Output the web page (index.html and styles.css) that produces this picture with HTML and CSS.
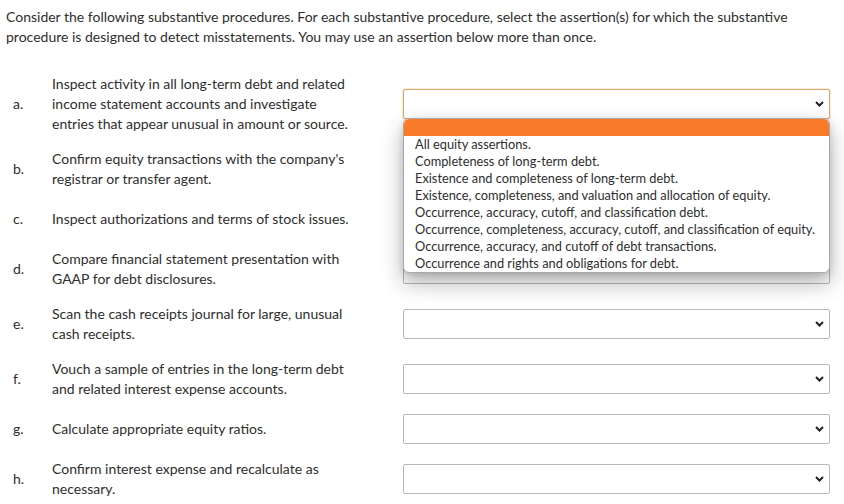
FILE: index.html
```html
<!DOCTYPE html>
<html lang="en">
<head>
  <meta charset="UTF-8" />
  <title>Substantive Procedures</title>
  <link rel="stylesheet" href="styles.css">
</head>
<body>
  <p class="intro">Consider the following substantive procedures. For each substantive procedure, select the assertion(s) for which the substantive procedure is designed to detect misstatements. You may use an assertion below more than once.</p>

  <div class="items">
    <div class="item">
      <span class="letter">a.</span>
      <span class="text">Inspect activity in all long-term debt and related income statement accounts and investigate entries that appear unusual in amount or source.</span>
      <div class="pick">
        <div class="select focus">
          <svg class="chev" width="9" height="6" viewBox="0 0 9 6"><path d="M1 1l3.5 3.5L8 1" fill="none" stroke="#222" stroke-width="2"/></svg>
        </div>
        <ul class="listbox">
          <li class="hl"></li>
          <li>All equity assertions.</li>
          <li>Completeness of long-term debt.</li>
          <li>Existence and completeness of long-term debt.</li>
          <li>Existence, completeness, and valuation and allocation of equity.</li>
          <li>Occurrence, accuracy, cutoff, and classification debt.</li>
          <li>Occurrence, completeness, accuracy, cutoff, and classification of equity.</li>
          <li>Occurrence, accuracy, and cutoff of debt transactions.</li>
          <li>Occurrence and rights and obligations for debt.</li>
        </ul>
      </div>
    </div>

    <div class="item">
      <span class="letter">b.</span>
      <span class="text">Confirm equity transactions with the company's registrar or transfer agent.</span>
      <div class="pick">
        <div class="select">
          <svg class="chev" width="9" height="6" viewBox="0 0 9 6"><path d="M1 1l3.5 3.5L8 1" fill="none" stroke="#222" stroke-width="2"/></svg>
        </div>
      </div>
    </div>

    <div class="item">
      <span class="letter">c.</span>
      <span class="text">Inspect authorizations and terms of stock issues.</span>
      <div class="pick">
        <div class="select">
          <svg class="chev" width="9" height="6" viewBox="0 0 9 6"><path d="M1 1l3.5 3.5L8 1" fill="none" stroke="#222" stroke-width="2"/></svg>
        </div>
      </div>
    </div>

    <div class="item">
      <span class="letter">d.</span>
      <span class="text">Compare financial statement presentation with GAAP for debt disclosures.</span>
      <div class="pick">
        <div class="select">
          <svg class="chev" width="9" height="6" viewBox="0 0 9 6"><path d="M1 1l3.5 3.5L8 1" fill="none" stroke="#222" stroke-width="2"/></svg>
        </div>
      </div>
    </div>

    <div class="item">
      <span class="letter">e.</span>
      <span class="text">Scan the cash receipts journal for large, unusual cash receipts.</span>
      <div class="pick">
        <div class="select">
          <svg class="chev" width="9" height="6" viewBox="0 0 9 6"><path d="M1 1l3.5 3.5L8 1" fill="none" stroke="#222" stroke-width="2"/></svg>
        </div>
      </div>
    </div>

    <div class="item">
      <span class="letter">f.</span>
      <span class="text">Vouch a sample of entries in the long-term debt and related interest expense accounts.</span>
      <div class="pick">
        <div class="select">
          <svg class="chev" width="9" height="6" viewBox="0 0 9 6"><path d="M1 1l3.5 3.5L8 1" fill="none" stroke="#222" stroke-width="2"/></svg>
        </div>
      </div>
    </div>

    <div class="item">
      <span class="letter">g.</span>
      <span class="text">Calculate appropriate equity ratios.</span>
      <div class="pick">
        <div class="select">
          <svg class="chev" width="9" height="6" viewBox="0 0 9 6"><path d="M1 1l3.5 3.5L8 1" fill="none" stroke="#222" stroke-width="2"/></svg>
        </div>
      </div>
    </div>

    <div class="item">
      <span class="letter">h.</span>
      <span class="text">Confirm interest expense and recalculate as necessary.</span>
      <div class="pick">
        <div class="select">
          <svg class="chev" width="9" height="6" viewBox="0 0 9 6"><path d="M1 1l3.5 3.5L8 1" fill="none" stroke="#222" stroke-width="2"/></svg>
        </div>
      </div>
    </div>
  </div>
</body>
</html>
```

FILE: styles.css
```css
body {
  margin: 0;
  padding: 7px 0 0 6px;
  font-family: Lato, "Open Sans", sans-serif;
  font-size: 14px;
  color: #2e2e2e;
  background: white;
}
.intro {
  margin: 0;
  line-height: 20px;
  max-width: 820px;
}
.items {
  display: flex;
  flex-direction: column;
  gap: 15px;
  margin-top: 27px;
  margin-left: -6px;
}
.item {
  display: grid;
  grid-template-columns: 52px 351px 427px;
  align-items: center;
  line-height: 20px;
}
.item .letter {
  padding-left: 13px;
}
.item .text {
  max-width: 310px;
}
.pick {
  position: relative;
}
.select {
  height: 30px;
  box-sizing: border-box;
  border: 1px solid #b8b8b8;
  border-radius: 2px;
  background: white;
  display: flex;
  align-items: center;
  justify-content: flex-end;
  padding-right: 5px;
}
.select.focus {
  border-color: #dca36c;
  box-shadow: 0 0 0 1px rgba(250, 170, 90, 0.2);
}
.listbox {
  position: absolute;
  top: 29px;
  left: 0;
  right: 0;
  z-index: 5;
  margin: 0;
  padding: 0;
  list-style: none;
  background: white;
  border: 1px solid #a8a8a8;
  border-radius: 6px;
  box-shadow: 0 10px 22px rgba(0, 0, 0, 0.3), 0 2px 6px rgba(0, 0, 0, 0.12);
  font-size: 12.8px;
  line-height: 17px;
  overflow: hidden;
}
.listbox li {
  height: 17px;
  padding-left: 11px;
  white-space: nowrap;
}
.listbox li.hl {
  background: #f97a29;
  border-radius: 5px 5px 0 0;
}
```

--

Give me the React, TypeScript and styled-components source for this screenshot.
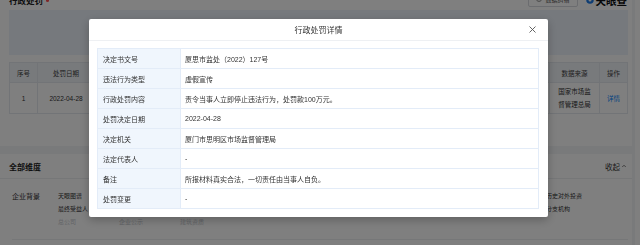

---

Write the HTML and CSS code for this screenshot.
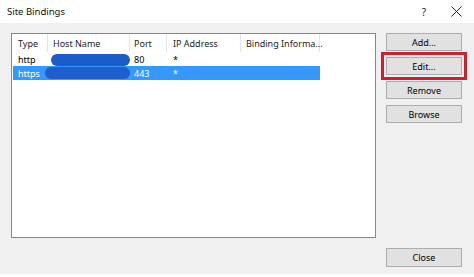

What is required: Extract every line from the records above that contains the word "this".

Task result:
Output the web page (index.html and styles.css) that produces this picture with HTML and CSS.
Give me the React, TypeScript and styled-components source for this screenshot.
Write the HTML and CSS code for this screenshot.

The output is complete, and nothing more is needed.